The price at which a teaser ad participates in the bidding for each particular UID, SubID will be multiplied by the rate (coefficient) set for this platform.

If you want to increase the amount of traffic that comes to you from platform X, you will have to augment the default rate, e.g. to 1.3 or 2.

Thus, the price of all ads in this campaign will be multiplied by 1.3 or 2, respectively, when displayed on the site, which will raise the teaser in the bidding.

Important:

The adjusted rate is applied to all teasers in an advertising campaign. When applying the new coefficient for UID, SubID, it is important to remember that this will be set for all campaign ads.

How to adjust the rate?

Click on the icon in the list of advertising campaigns in the Actions column to go to the interface of Publishers Efficiency. 

Next, select one or more traffic sources and change the ratio value to your desired ratio.

Advantages of selective bidding in the framework of an advertising campaign:

1) It enables you to attract more visitors from the most efficient platforms (conversion numbers will respectively increase).

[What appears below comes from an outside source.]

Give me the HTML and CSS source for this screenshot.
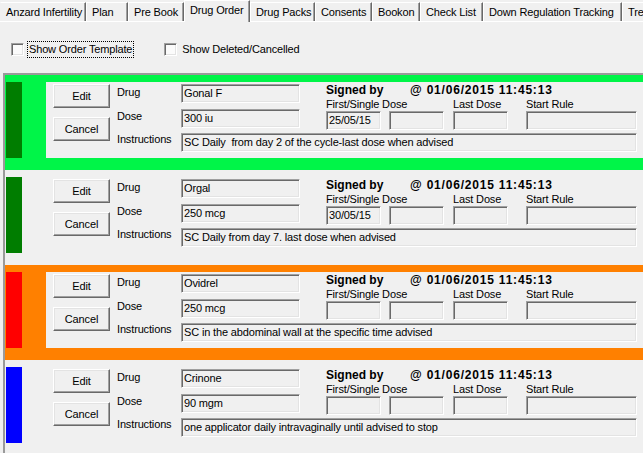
FILE: index.html
```html
<!DOCTYPE html>
<html>
<head>
<meta charset="utf-8">
<title>Drug Order</title>
<link rel="stylesheet" href="styles.css">
</head>
<body>
<div class="tabs">
  <div class="tab tab-anzard">Anzard Infertility</div>
  <div class="tab tab-plan">Plan</div>
  <div class="tab tab-prebook">Pre Book</div>
  <div class="tab tab-drugorder active">Drug Order</div>
  <div class="tab tab-packs">Drug Packs</div>
  <div class="tab tab-consents">Consents</div>
  <div class="tab tab-bookon">Bookon</div>
  <div class="tab tab-checklist">Check List</div>
  <div class="tab tab-downreg">Down Regulation Tracking</div>
  <div class="tab tab-last">Treatment</div>
</div>

<div class="options">
  <label class="opt"><span class="cb"></span><span class="opt-text focus">Show Order Template</span></label>
  <label class="opt opt-second"><span class="cb"></span><span class="opt-text">Show Deleted/Cancelled</span></label>
</div>

<div class="scroll">
  <div class="card card-green">
    <div class="marker mk-dkgreen"></div>
    <div class="panel">
      <div class="btns"><div class="btn">Edit</div><div class="btn">Cancel</div></div>
      <div class="labels"><div>Drug</div><div>Dose</div><div>Instructions</div></div>
      <div class="fields">
        <div class="top">
          <div class="dd"><div class="box box-drug">Gonal F</div><div class="box box-dose">300 iu</div></div>
          <div class="signed">
            <div class="sig"><span class="sig-by">Signed by</span><span class="sig-at">@ 01/06/2015 11:45:13</span></div>
            <div class="dl dl-first">First/Single Dose</div>
            <div class="dl dl-last">Last Dose</div>
            <div class="dl dl-rule">Start Rule</div>
            <div class="box d1">25/05/15</div>
            <div class="box d2"></div>
            <div class="box d3"></div>
            <div class="box d4"></div>
          </div>
        </div>
        <div class="box box-instr">SC Daily  from day 2 of the cycle-last dose when advised</div>
      </div>
    </div>
  </div>

  <div class="card">
    <div class="marker mk-dkgreen"></div>
    <div class="panel">
      <div class="btns"><div class="btn">Edit</div><div class="btn">Cancel</div></div>
      <div class="labels"><div>Drug</div><div>Dose</div><div>Instructions</div></div>
      <div class="fields">
        <div class="top">
          <div class="dd"><div class="box box-drug">Orgal</div><div class="box box-dose">250 mcg</div></div>
          <div class="signed">
            <div class="sig"><span class="sig-by">Signed by</span><span class="sig-at">@ 01/06/2015 11:45:13</span></div>
            <div class="dl dl-first">First/Single Dose</div>
            <div class="dl dl-last">Last Dose</div>
            <div class="dl dl-rule">Start Rule</div>
            <div class="box d1">30/05/15</div>
            <div class="box d2"></div>
            <div class="box d3"></div>
            <div class="box d4"></div>
          </div>
        </div>
        <div class="box box-instr">SC Daily from day 7. last dose when advised</div>
      </div>
    </div>
  </div>

  <div class="card card-orange">
    <div class="marker mk-red"></div>
    <div class="panel">
      <div class="btns"><div class="btn">Edit</div><div class="btn">Cancel</div></div>
      <div class="labels"><div>Drug</div><div>Dose</div><div>Instructions</div></div>
      <div class="fields">
        <div class="top">
          <div class="dd"><div class="box box-drug">Ovidrel</div><div class="box box-dose">250 mcg</div></div>
          <div class="signed">
            <div class="sig"><span class="sig-by">Signed by</span><span class="sig-at">@ 01/06/2015 11:45:13</span></div>
            <div class="dl dl-first">First/Single Dose</div>
            <div class="dl dl-last">Last Dose</div>
            <div class="dl dl-rule">Start Rule</div>
            <div class="box d1"></div>
            <div class="box d2"></div>
            <div class="box d3"></div>
            <div class="box d4"></div>
          </div>
        </div>
        <div class="box box-instr">SC in the abdominal wall at the specific time advised</div>
      </div>
    </div>
  </div>

  <div class="card">
    <div class="marker mk-blue"></div>
    <div class="panel">
      <div class="btns"><div class="btn">Edit</div><div class="btn">Cancel</div></div>
      <div class="labels"><div>Drug</div><div>Dose</div><div>Instructions</div></div>
      <div class="fields">
        <div class="top">
          <div class="dd"><div class="box box-drug">Crinone</div><div class="box box-dose">90 mgm</div></div>
          <div class="signed">
            <div class="sig"><span class="sig-by">Signed by</span><span class="sig-at">@ 01/06/2015 11:45:13</span></div>
            <div class="dl dl-first">First/Single Dose</div>
            <div class="dl dl-last">Last Dose</div>
            <div class="dl dl-rule">Start Rule</div>
            <div class="box d1"></div>
            <div class="box d2"></div>
            <div class="box d3"></div>
            <div class="box d4"></div>
          </div>
        </div>
        <div class="box box-instr">one applicator daily intravaginally until advised to stop</div>
      </div>
    </div>
  </div>
</div>
</body>
</html>
```

FILE: styles.css
```css
html, body {
  margin: 0;
  padding: 0;
}
body {
  width: 643px;
  height: 453px;
  overflow: hidden;
  background: #f0f0f0;
  color: #000;
  font-family: "Liberation Sans", Arial, sans-serif;
  font-size: 11px;
  line-height: 13px;
  letter-spacing: -0.15px;
}

/* ---------- tabs ---------- */
.tabs {
  display: flex;
  align-items: flex-start;
  height: 22px;
  box-shadow: inset 0 -1px #ffffff;
  white-space: nowrap;
  overflow: hidden;
}
.tab {
  box-sizing: border-box;
  flex: none;
  height: 19px;
  margin-top: 2px;
  padding: 3px 0 0 5px;
  border-top: 1px solid #ffffff;
  border-left: 1px solid #ffffff;
  border-right: 1px solid #696969;
  box-shadow: inset -1px 0 #a0a0a0;
  overflow: hidden;
}
.tab.active {
  height: 22px;
  margin-top: 0;
  background: #f0f0f0;
}
.tab-anzard { width: 86px; border-left-color: transparent; }
.tab-plan { width: 42px; }
.tab-prebook { width: 56px; }
.tab-drugorder { width: 66px; }
.tab-packs { width: 65px; }
.tab-consents { width: 57px; }
.tab-bookon { width: 48px; }
.tab-checklist { width: 63px; }
.tab-downreg { width: 139px; }
.tab-last { width: 80px; }

/* ---------- options ---------- */
.options {
  box-sizing: border-box;
  height: 51px;
  padding: 3px 0 0 11px;
  display: flex;
  align-items: center;
}
.opt {
  display: flex;
  align-items: center;
}
.opt-second {
  margin-left: 30px;
}
.cb {
  box-sizing: border-box;
  width: 13px;
  height: 13px;
  margin-right: 3px;
  border: 1px solid;
  border-color: #a0a0a0 #ffffff #ffffff #a0a0a0;
  box-shadow: inset 1px 1px #696969, inset -1px -1px #e3e3e3;
  background: #fbfbfb;
}
.opt-text {
  padding: 1px;
  border: 1px dotted transparent;
}
.opt-text.focus {
  border-color: #000;
}

/* ---------- scroll area ---------- */
.scroll {
  margin-left: 3px;
  border-top: 2px solid #9a9a9a;
  border-left: 2px solid #9a9a9a;
}
.card {
  height: 95px;
  display: flex;
  align-items: flex-start;
}
.card-green { background: #00f548; }
.card-orange { background: #ff8000; }

.marker {
  flex: none;
  width: 16px;
  height: 76px;
  margin: 7px 0 0 1px;
}
.mk-dkgreen { background: #007d00; }
.mk-red { background: #ff0000; }
.mk-blue { background: #0000ff; }

.panel {
  flex: 1;
  height: 76px;
  margin: 7px 0 0 24px;
  padding-left: 7px;
  background: #f0f0f0;
  display: flex;
  align-items: flex-start;
}

.btns {
  flex: none;
  width: 57px;
  margin-top: 2px;
  display: flex;
  flex-direction: column;
  gap: 9px;
}
.btn {
  box-sizing: border-box;
  height: 24px;
  border: 1px solid;
  border-color: #ffffff #696969 #696969 #ffffff;
  box-shadow: inset -1px -1px #a0a0a0, inset 1px 1px #e3e3e3;
  background: #f0f0f0;
  display: flex;
  align-items: center;
  justify-content: center;
}

.labels {
  flex: none;
  width: 64px;
  margin-left: 7px;
  padding-top: 4px;
  display: grid;
  grid-template-rows: 24px 23px 13px;
}

.fields {
  flex: none;
  display: flex;
  flex-direction: column;
}
.top {
  display: flex;
  align-items: flex-start;
}
.dd {
  margin-top: 2px;
  display: flex;
  flex-direction: column;
  gap: 6px;
}

.box {
  box-sizing: border-box;
  height: 19px;
  border: 1px solid;
  border-color: #a0a0a0 #ffffff #ffffff #a0a0a0;
  box-shadow: inset 1px 1px #696969, inset -1px -1px #e3e3e3;
  background: #f0f0f0;
  padding-left: 2px;
  line-height: 17px;
  white-space: pre;
  overflow: hidden;
}
.box-drug, .box-dose { width: 119px; }
.box-instr {
  width: 456px;
  margin-top: 3px;
}

.signed {
  margin: 2px 0 0 26px;
  display: grid;
  grid-template-columns: 55px 8px 55px 9px 55px 18px 111px;
  grid-template-rows: 13px 14px 19px;
}
.sig {
  grid-column: 1 / -1;
  grid-row: 1;
  font-size: 12px;
  font-weight: bold;
  letter-spacing: 0;
  white-space: nowrap;
}
.sig-by {
  display: inline-block;
  width: 84px;
}
.sig-at {
  letter-spacing: 0.8px;
}
.dl {
  grid-row: 2;
  white-space: nowrap;
  padding-top: 1px;
}
.dl-first { grid-column: 1 / 5; }
.dl-last { grid-column: 5; }
.dl-rule { grid-column: 7; }
.d1, .d2, .d3, .d4 { grid-row: 3; }
.d1 { grid-column: 1; }
.d2 { grid-column: 3; }
.d3 { grid-column: 5; }
.d4 { grid-column: 7; }
```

2) It gives an opportunity to adjust costs on platforms where the conversion level is slightly lower than expected.

Therefore, coverage is increased without reducing ROI.

3) In general, it redistributes traffic between platforms within the campaign, increasing its profitability.

As for its use, at the moment, you can access selective bidding in the Advertiser's account.

Examples of usage:

Let’s take a hypothetical campaign in which the price for all teasers for all included regions is 10 cents.

1) This campaign receives very good traffic from one of the platforms and wants to increase volumes from it. You are ready to pay 15 cents, not 10 cents per click on this platform. 

A rate of 1.5 is set for this traffic source. As a result, when organizing the bidding on this particular platform, the teaser’s “value” will be higher and it will appear more often in the rotation of impressions. When the audience clicks on the teasers, you will be charged 15, not 10 cents.

In this case, the price will be 10 cents on other platforms (UIDs).

2) The campaign receives traffic from one of the platforms that does not meet the required ROI. Your first thought would be to disable this type of traffic source. But instead, you can reduce the rate for it, thereby lowering the price to the desired ROI level.

The lowest rate that can be set is 0.2. That is, when setting the rate of 0.2 for this source, the campaign teasers will have the value 5 times lower for bidding, and when the audience clicks on the creative, only 2 cents will be charged.

The change of ratio works only for sources with high volumes. It normally does not work for small publishers, since the volume of traffic is not going to change considerably.

Raising rates should be high as 2, 3, 4.

Otherwise, the expected or desired effect won't be reached.